A tarantula that is scared or feels threatened and has nowhere to retreat to, however, will often face up to prey much larger than itself, and will potentially bite the hand or other exposed skin of a handler if distressed.
However, the fact is that no one ever died from a tarantula bite. The venom of a tarantula is about as potent as that of a bee sting, and a bite will usually cause localised pain and inflammation but nothing worse! Occasionally, some people prove to be allergic to tarantula venom, and so it is important to be alert to the possibility of anaphylactic shock after a bite, particularly in people who are allergic to bee or wasp stings.
Different tarantula breeds have different potencies to their venom, and some types of tarantula are undoubtedly more aggressive and willing to bite than others. Good beginner tarantulas such as the Chilean Rose and the Mexican Redknee are reluctant to bite, and have a weak venom.
Most species of tarantulas also have another line of defence as well as their venom; their abdomens are covered in coarse yet fine hairs, which are irritating to the skin. A tarantula that feels threatened will usually use their legs to kick some of these hairs (which are known as “urticating hairs”) from their abdomen, in the direction of the threat. These tiny hairs can cause intense itching and irritation in the localised area, but are not otherwise dangerous. However, getting these urticating hairs in the eyes can lead to severe discomfort, irritation and inflammation, something that you should always be aware of if handling a tarantula.
In the wild, tarantulas eat a wide rage of live foodstuffs, including insects, small rodents, and even in some cases, birds!

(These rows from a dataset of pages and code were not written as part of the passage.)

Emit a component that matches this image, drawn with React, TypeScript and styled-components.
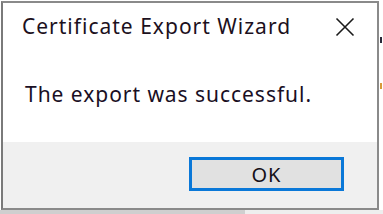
import React from 'react';
import styled, { createGlobalStyle } from 'styled-components';

const GlobalStyle = createGlobalStyle`
    html, body {
        margin: 0;
        padding: 0;
        background: #ffffff;
    }
    body {
        font-family: "Noto Sans", "Open Sans", "DejaVu Sans", sans-serif;
        -webkit-font-smoothing: antialiased;
    }
`;

const Screen = styled.div`
    width: 383px;
    height: 214px;
    overflow: hidden;
    display: flex;
    flex-direction: column;
    background: #ffffff;
`;

const Desk = styled.div`
    display: flex;
    flex-direction: row;
    padding: 1px 0 0 1px;
`;

const Dialog = styled.div`
    width: 374px;
    height: 205px;
    display: flex;
    flex-direction: column;
    background: #ffffff;
    border: 2px solid #8a8a8a;
    border-left-color: #7a7a7a;
`;

const TitleBar = styled.div`
    display: flex;
    align-items: center;
    justify-content: space-between;
    height: 46px;
    padding: 0 20px 0 19px;
`;

const Title = styled.span`
    font-size: 21px;
    color: #1c1020;
    letter-spacing: 1px;
    margin-top: 0;
`;

const CloseButton = styled.button`
    width: 24px;
    height: 24px;
    padding: 0;
    border: none;
    background: transparent;
    display: flex;
    align-items: center;
    justify-content: center;
    margin-top: 1px;
`;

const Body = styled.div`
    flex: 1;
    padding: 31px 22px 0;
`;

const Message = styled.p`
    margin: 0;
    font-size: 21px;
    color: #1a0f24;
    letter-spacing: 0.96px;
`;

const Footer = styled.div`
    height: 66px;
    background: #f0f0f0;
    display: flex;
    justify-content: flex-end;
    align-items: flex-start;
    padding: 15px 33px 0 0;
    box-sizing: border-box;
`;

const Button = styled.button`
    width: 155px;
    height: 34px;
    box-sizing: border-box;
    border: 3px solid #0a78d8;
    background: #e1e1e1;
    font-family: inherit;
    font-size: 20px;
    color: #151018;
    padding: 0;
    letter-spacing: 1px;
`;

const SideStrip = styled.div`
    flex: 1;
    display: flex;
    flex-direction: column;
    align-items: flex-start;
    padding: 36px 0 0 1px;
    gap: 40px;
`;

const SideMark = styled.span<{ $color: string }>`
    width: 2px;
    height: 6px;
    background: ${p => p.$color};
`;

const Shelf = styled.div`
    display: flex;
    height: 4px;
`;

const ShelfPart = styled.div<{ $w: number; $color: string }>`
    width: ${p => p.$w}px;
    background: ${p => p.$color};
`;

const App: React.FC = () => {
    return (
        <Screen>
            <GlobalStyle />
            <Desk>
                <Dialog>
                    <TitleBar>
                        <Title>Certificate Export Wizard</Title>
                        <CloseButton aria-label="Close">
                            <svg width="20" height="20" viewBox="0 0 20 20">
                                <path d="M1.5 1.5 L18.5 18.5 M18.5 1.5 L1.5 18.5" stroke="#1a1a1a" strokeWidth="1.6" />
                            </svg>
                        </CloseButton>
                    </TitleBar>
                    <Body>
                        <Message>The export was successful.</Message>
                    </Body>
                    <Footer>
                        <Button>OK</Button>
                    </Footer>
                </Dialog>
                <SideStrip>
                    <SideMark $color="#2a2a3a" />
                    <SideMark $color="#d89a3a" />
                </SideStrip>
            </Desk>
            <Shelf>
                <ShelfPart $w={245} $color="#cfcfcf" />
                <ShelfPart $w={138} $color="#eeeeee" />
            </Shelf>
        </Screen>
    );
};

export default App;
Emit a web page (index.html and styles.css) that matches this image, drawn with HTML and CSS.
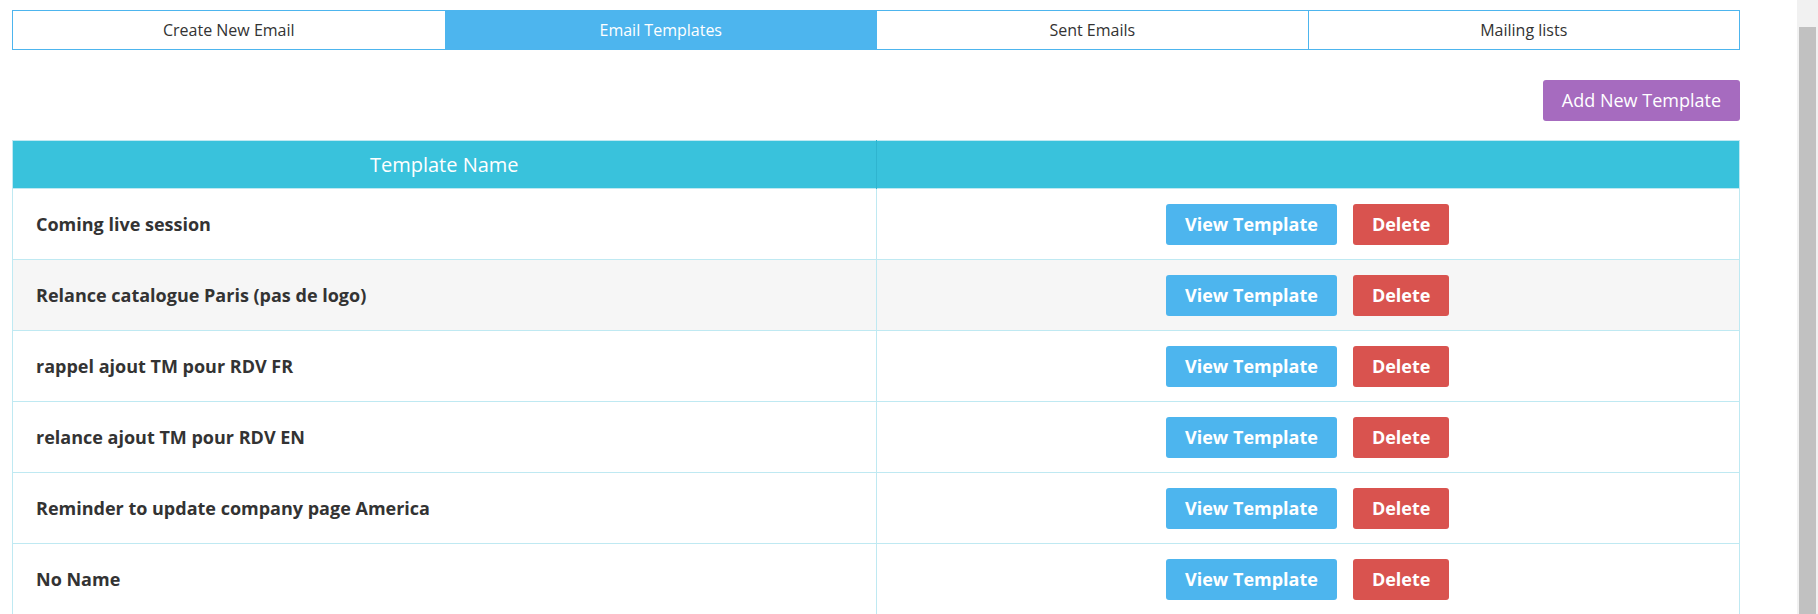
FILE: index.html
```html
<!DOCTYPE html>
<html lang="en">
<head>
<meta charset="utf-8">
<title>Email Templates</title>
<link rel="stylesheet" href="styles.css">
</head>
<body>
<div class="page">
  <main class="content">
    <nav class="tabs">
      <a class="tab">Create New Email</a>
      <a class="tab active">Email Templates</a>
      <a class="tab">Sent Emails</a>
      <a class="tab">Mailing lists</a>
    </nav>
    <div class="toolbar">
      <button class="btn btn-purple">Add New Template</button>
    </div>
    <table class="templates">
      <thead>
        <tr><th>Template Name</th><th></th></tr>
      </thead>
      <tbody>
        <tr><td class="name">Coming live session</td><td class="actions"><div class="btns"><button class="btn btn-blue">View Template</button><button class="btn btn-red">Delete</button></div></td></tr>
        <tr class="hovered"><td class="name">Relance catalogue Paris (pas de logo)</td><td class="actions"><div class="btns"><button class="btn btn-blue">View Template</button><button class="btn btn-red">Delete</button></div></td></tr>
        <tr><td class="name">rappel ajout TM pour RDV FR</td><td class="actions"><div class="btns"><button class="btn btn-blue">View Template</button><button class="btn btn-red">Delete</button></div></td></tr>
        <tr><td class="name">relance ajout TM pour RDV EN</td><td class="actions"><div class="btns"><button class="btn btn-blue">View Template</button><button class="btn btn-red">Delete</button></div></td></tr>
        <tr><td class="name">Reminder to update company page America</td><td class="actions"><div class="btns"><button class="btn btn-blue">View Template</button><button class="btn btn-red">Delete</button></div></td></tr>
        <tr><td class="name">No Name</td><td class="actions"><div class="btns"><button class="btn btn-blue">View Template</button><button class="btn btn-red">Delete</button></div></td></tr>
      </tbody>
    </table>
  </main>
  <div class="scrollbar"><div class="thumb"></div></div>
</div>
</body>
</html>
```

FILE: styles.css
```css
html, body {
  margin: 0;
  padding: 0;
  height: 100%;
  overflow: hidden;
  background: #ffffff;
}
body {
  font-family: "Open Sans", "Liberation Sans", sans-serif;
  color: #333333;
}
.page {
  display: flex;
  height: 614px;
}
.content {
  flex: 1;
  padding: 10px 57px 0 12px;
  min-width: 0;
}
.tabs {
  display: grid;
  grid-template-columns: repeat(4, 1fr);
  border: 1px solid #4db5ee;
  height: 38px;
}
.tab {
  font-size: 16px;
  line-height: 38px;
  text-align: center;
  color: #333333;
  border-left: 1px solid #4db5ee;
}
.tab:first-child {
  border-left: none;
}
.tab.active {
  background: #4db5ee;
  color: #ffffff;
}
.toolbar {
  display: flex;
  justify-content: flex-end;
  margin-top: 30px;
  margin-bottom: 19px;
}
.btn {
  font-family: "Open Sans", "Liberation Sans", sans-serif;
  border: none;
  border-radius: 3px;
  color: #ffffff;
  font-size: 18px;
  padding: 8px 19px;
  line-height: 24px;
  cursor: pointer;
}
.btn-purple {
  background: #a66bbf;
  font-weight: 400;
  padding: 8px 19px;
  line-height: 25px;
}
.btn-blue {
  background: #4db5ee;
  font-weight: 700;
  line-height: 25px;
}
.btn-red {
  background: #d9534f;
  font-weight: 700;
  line-height: 25px;
}
.templates {
  width: 100%;
  border-collapse: collapse;
  table-layout: fixed;
  border: 1px solid #bfe9f2;
}
.templates th {
  background: #39c2dc;
  color: #ffffff;
  font-size: 20px;
  font-weight: 400;
  height: 47px;
  padding: 0;
  text-align: center;
  border-right: 1px solid #2fb4cf;
}
.templates th:last-child {
  border-right: none;
}
.templates td {
  height: 70px;
  padding: 0 23px;
  border-top: 1px solid #bfe9f2;
  border-right: 1px solid #bfe9f2;
  vertical-align: middle;
}
.templates tbody tr.hovered td {
  background: #f6f6f6;
}
.templates td.name {
  font-size: 18px;
  font-weight: 700;
  color: #333333;
}
.btns {
  display: flex;
  justify-content: center;
  gap: 16px;
}
.scrollbar {
  width: 21px;
  background: #f1f1f1;
  padding-top: 27px;
  display: flex;
  justify-content: center;
}
.thumb {
  width: 17px;
  height: 700px;
  background: #c1c1c1;
}
```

Tarantulas will even sometimes take on more dangerous prey, including scorpions and other animals that are almost certain to fight back!
It used to be common practice to feed live pinkie mice (newborn baby mice) to tarantulas in the UK, although this practice is now illegal, and it is not possible to buy live pinkie mice as food. Many tarantula owners now feed frozen and defrosted pinkie mice supplementally, but it can be a challenge to get a tarantula to recognise food that is not actually alive.
After eating, tarantulas leave a tightly wound ball of indigestible parts such as the skeleton and bones. These should be removed from the tank regularly, using tweezers rather than fingers to ensure your safety!
Tarantulas go through a moult every few months when young, and around once a year as an adult. The shed skin usually comes off complete in once piece that looks just like a second spider, although it may also be shed in patches and sections. When a tarantula is moulting or getting ready for a moult, they will usually lose interest in food and stop eating.
Tarantulas are vulnerable when they are shedding their skin, and sometimes, even at risk from the presence of prey animals in their enclosure. It is important not to leave live food in the tank with a tarantula that is moulting or approaching a moult, nor to disturb their environment unduly while moulting is underway.
After a moult, it takes around a week for the new, fresh skin to harden off properly, when again, your tarantula may be at risk of attack from their normal prey. After moulting, do not introduce live food into the tank for about a week.
Female tarantulas usually live for much longer than male tarantulas, often for a significant number of years! This means that female tarantulas are usually more popular as pets. Some tarantula species and varieties commonly live for ten to twenty years in captivity, so a tarantula is not a good choice for someone looking for a short-term pet! Female tarantulas have even been known to live up to thirty years old in some cases, although in the wild, this is highly unusual.